Luckily, FI is on the same page with me, and puts up with even less than I do. We deal with her by setting strict boundaries for ourselves, and enforcing them. I mean, we didn’t give her a set of rules or anything, but we’ve decided what we’re okay with and enforce those boundaries as they come up. If she doesn’t call before coming over, even though we’ve asked her to so many times, we don’t answer the door. If she starts being rude about something, FI promptly reminds her how rude she’s being and hangs up the phone if necessary. She isn’t allowed to call him screaming about something, like she does to other people; he’ll hang up and won’t engage in an argument. We don’t tell her many things anymore, not really more than you would tell an aquaintence, because we know she’ll sit and obsess about it.

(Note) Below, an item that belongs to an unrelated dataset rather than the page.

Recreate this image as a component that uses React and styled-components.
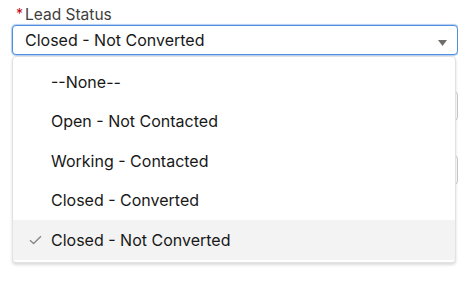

As for how I personally deal with the frustration, well, this is one way. It’s nice to talk to some other people about being in similar situations. I also arrange to be busy if I know she’s coming over, whether that’s an impromptu shopping trip, a nice long shower, or conveniently leaving early for work. On my phone, I’ve set her number to go straight to voicemail, so I never again have to deal with her habit of burst calling interrupting my business. So I mainly work on minimizing my time with her as much as possible, and support FI in upholding boundaries. It seems to work pretty well.

Post # 16
Member
1926 posts
Buzzing bee

Just don’t get involved, that’s my strategy. His family adores me but have SO much drama with each other. I do my best not to get involved but they always manage to stick me in the middle of it.